DATA SHOWN:
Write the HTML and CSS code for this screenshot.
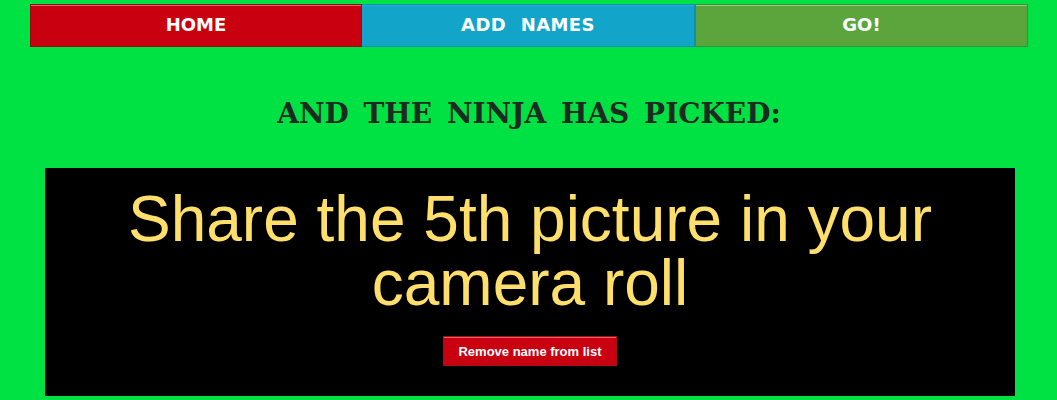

...

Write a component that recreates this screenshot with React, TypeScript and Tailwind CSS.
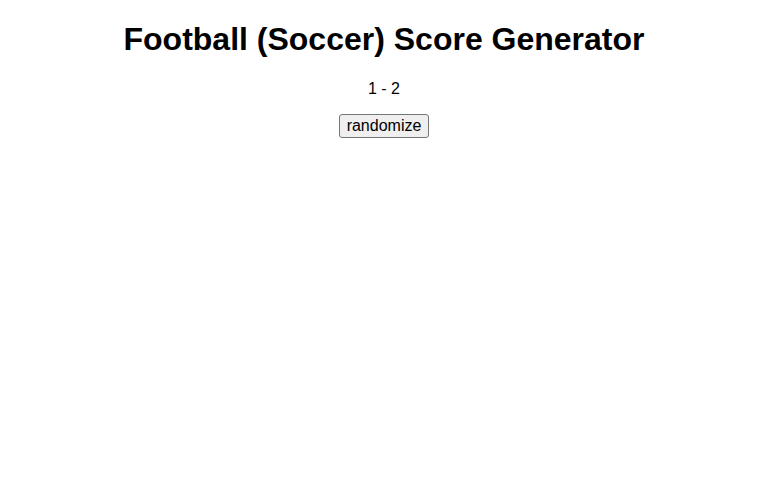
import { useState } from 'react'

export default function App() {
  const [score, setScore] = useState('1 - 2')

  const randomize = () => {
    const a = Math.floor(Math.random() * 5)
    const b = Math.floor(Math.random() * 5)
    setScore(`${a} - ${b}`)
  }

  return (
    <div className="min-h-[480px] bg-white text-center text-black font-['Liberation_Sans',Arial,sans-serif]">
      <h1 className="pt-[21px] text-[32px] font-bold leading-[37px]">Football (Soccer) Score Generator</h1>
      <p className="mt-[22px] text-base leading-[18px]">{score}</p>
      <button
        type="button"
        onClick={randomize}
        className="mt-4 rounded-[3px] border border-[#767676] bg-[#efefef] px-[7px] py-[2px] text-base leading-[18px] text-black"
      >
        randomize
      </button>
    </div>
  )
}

* * *

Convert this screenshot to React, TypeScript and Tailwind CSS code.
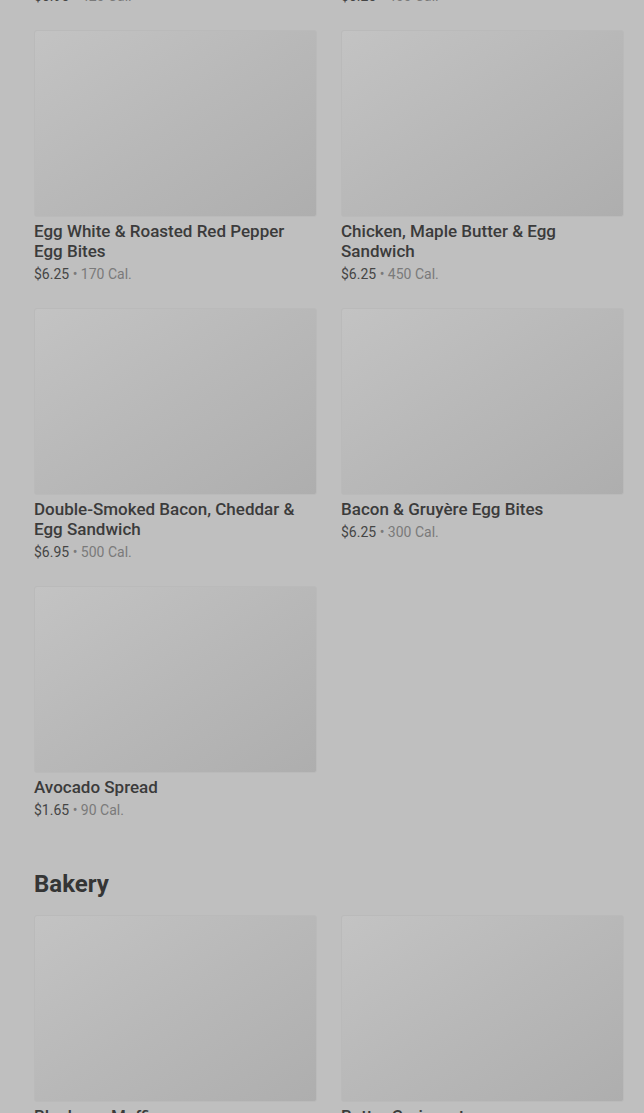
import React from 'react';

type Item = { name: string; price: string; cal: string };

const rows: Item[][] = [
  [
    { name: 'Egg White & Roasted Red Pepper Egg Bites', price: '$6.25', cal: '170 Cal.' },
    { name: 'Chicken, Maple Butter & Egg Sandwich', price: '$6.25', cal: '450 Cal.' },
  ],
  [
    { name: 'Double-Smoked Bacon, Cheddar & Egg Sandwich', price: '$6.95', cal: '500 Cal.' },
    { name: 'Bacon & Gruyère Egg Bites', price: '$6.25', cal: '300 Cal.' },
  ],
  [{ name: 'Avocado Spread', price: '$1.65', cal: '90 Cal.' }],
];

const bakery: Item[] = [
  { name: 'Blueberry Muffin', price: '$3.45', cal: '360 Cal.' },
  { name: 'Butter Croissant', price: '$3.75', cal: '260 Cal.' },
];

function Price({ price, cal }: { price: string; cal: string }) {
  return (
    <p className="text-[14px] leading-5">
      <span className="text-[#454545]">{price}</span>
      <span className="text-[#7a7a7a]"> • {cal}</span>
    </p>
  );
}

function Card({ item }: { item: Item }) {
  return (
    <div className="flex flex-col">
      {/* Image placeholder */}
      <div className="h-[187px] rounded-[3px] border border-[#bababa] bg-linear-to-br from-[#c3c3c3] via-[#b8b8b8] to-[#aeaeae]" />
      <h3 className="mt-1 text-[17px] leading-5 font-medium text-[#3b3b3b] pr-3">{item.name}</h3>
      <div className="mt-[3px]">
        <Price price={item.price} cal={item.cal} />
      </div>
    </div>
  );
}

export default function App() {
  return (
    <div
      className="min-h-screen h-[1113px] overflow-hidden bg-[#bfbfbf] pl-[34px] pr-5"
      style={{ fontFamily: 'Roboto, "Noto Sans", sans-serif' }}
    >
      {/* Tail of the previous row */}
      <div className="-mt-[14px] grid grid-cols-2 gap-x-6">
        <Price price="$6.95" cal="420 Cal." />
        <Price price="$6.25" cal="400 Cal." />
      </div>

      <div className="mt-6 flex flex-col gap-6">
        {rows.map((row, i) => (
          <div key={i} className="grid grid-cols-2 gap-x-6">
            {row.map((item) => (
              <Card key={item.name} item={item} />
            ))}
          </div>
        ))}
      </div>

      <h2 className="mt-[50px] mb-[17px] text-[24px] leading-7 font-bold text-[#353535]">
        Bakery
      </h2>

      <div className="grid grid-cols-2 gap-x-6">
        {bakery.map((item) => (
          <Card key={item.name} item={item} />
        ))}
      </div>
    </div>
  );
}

EXERCISE DIRECTIONS: Only the lines between the line with "Convert this screenshot" and the line with "string; price: string;", inclusive, should be reproduced, exactly as written and without pictures.

OUTPUT:
Convert this screenshot to React, TypeScript and Tailwind CSS code.
import React from 'react';

type Item = { name: string; price: string; cal: string };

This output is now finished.